Speaking for two hours in informal tones, Mitterrand, joking much of the time, accused Chirac of continually coming up with new conditions for a televised debate between the two during the second round. Noting that Chirac had refused a debate in which reporters ask questions (known in France as an American-style debate), preferring a debate in which the two candidates confront each other alone (known here as a French-style debate), Mitterrand said: “I say yes to a French-style debate or an American-style debate or a Japanese-style debate or a Chinese-style debate. Hey, so long as it’s clean.”

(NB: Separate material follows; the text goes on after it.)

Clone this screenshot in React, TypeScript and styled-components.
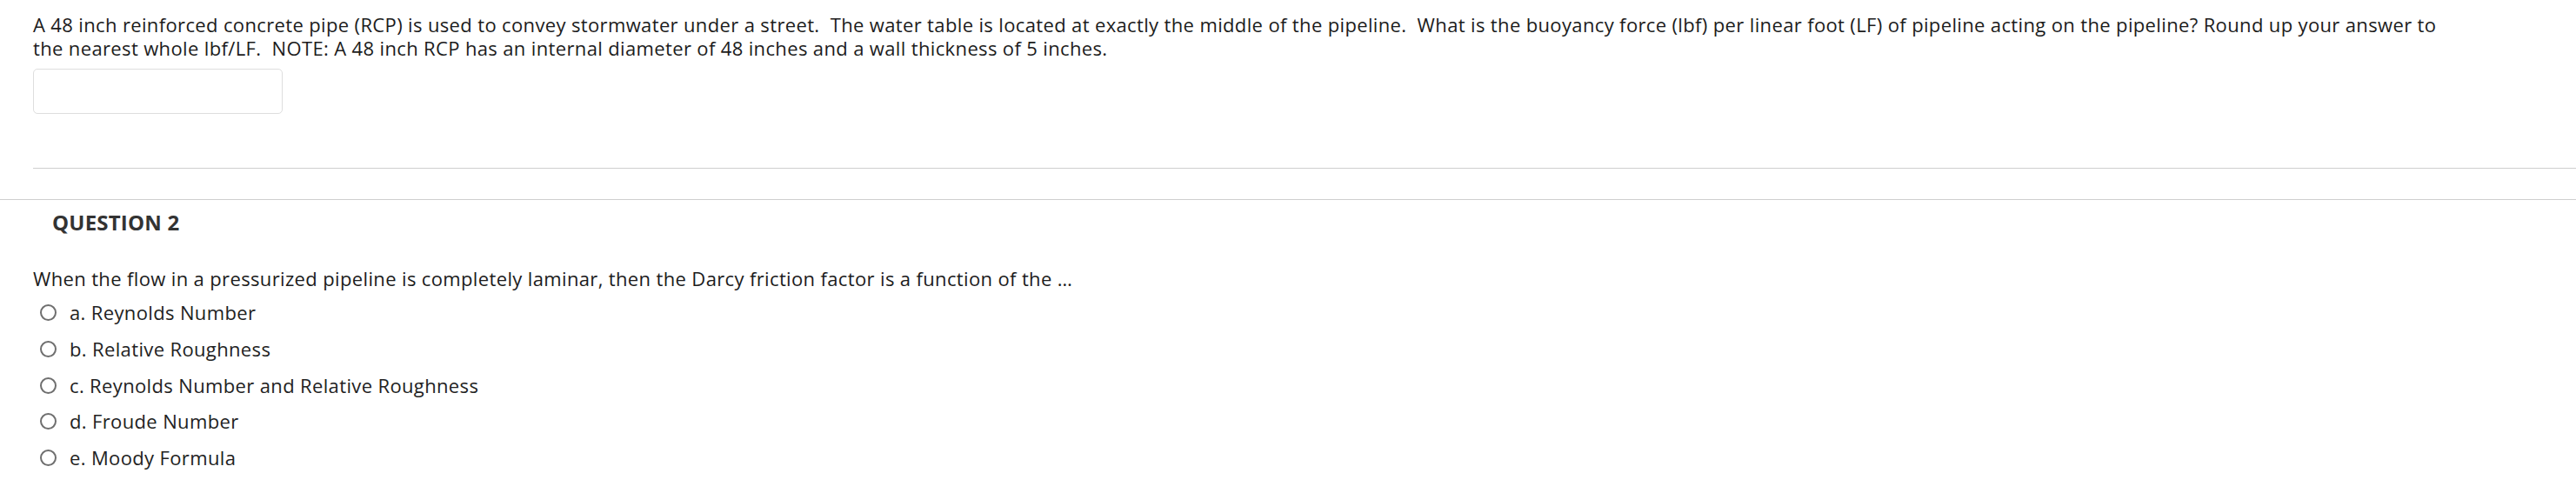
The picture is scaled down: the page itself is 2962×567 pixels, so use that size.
import React from 'react';
import styled, {createGlobalStyle} from "styled-components";

const GlobalStyle = createGlobalStyle`
    html, body {
        margin: 0;
        padding: 0;
        background: #fff;
    }
    body {
        font-family: "Open Sans", "Noto Sans", "Liberation Sans", sans-serif;
        color: #1c1c1c;
    }
`

const options = [
    'a. Reynolds Number',
    'b. Relative Roughness',
    'c. Reynolds Number and Relative Roughness',
    'd. Froude Number',
    'e. Moody Formula',
];

function App() {
    return (
        <>
            <GlobalStyle/>
            <Page>
                <QuestionBody>
                    <Prompt>
                        A 48 inch reinforced concrete pipe (RCP) is used to convey stormwater under a street.{'\u00a0'} The
                        water table is located at exactly the middle of the pipeline.{'\u00a0'} What is the buoyancy force
                        (lbf) per linear foot (LF) of pipeline acting on the pipeline? Round up your answer to<br/>
                        the nearest whole lbf/LF.{'\u00a0'} NOTE: A 48 inch RCP has an internal diameter of 48 inches and a
                        wall thickness of 5 inches.
                    </Prompt>
                    <AnswerInput type="text" aria-label="answer"/>
                    <InnerRule/>
                </QuestionBody>
                <OuterRule/>
                <QuestionHeader>QUESTION 2</QuestionHeader>
                <QuestionBody>
                    <Prompt $top={36}>
                        When the flow in a pressurized pipeline is completely laminar, then the Darcy friction factor is a
                        function of the …
                    </Prompt>
                    <OptionList>
                        {options.map((label) => (
                            <OptionRow key={label}>
                                <Radio/>
                                <OptionLabel>{label}</OptionLabel>
                            </OptionRow>
                        ))}
                    </OptionList>
                </QuestionBody>
            </Page>
        </>
    );
}

const Page = styled.div`
    display: flex;
    flex-direction: column;
    padding-top: 15px;
    font-size: 22px;
    line-height: 27px;
    letter-spacing: 0.36px;
`
const QuestionBody = styled.div`
    display: flex;
    flex-direction: column;
    padding-left: 38px;
`
const Prompt = styled.div<{ $top?: number }>`
    margin: ${({$top}) => $top ?? 0}px 0 0 0;
    color: #1c1c1c;
    white-space: normal;
`
const AnswerInput = styled.input`
    box-sizing: border-box;
    width: 287px;
    height: 52px;
    margin-top: 10px;
    border: 1px solid #dedede;
    border-radius: 5px;
    background: #fff;
    outline: none;
`
const InnerRule = styled.div`
    margin-top: 62px;
    height: 0;
    border-top: 1px solid #cfcfcf;
`
const OuterRule = styled.div`
    margin-top: 35px;
    height: 0;
    border-top: 1px solid #cfcfcf;
`
const QuestionHeader = styled.h2`
    margin: 11px 0 0 0;
    padding-left: 60px;
    font-size: 24px;
    line-height: 30px;
    font-weight: 700;
    letter-spacing: 0.2px;
    color: #333;
`
const OptionList = styled.div`
    display: flex;
    flex-direction: column;
    margin-top: 5px;
`
const OptionRow = styled.label`
    display: flex;
    align-items: center;
    gap: 15px;
    height: 41.7px;
    padding-left: 8px;
`
const Radio = styled.span`
    box-sizing: border-box;
    width: 19px;
    height: 19px;
    border: 2px solid #6f6f6f;
    border-radius: 50%;
    flex-shrink: 0;
`
const OptionLabel = styled.span`
    color: #222;
`

export default App;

Campaign attention shifted to the French territory of New Caledonia on Friday when a group of Melanesian extremists killed three French gendarmes, wounded about 20 people and captured 27 in a raid on a police post. On Saturday, police said suspected extremists fired at least six gunshots into a carload of Europeans in the town of Canala, wounding three people.

Calls for End to Violence

Mitterrand, who has long criticized the Chirac government for failing to understand the resentful mood of the Melanesians, called for an end to the violence. “One cannot liberate oneself by oppressing others,” he said. But Chirac accused the Socialists of encouraging the separatists--an attitude, he said, “that cannot fail to have consequences of this kind.”

It has been an open secret in Paris for some time that the Chirac government has been working hard to strike a deal that would gain the release of three French hostages held by pro-Iranian Shia Muslims in Lebanon.

Freedom for the hostages might, in the view of some analysts, enhance Chirac’s chances for the presidency. On the other hand, a deal could backfire if voters felt that Chirac’s lieutenants, in their dealings with the Iranian government and the kidnapers, paid a humiliating price for freedom.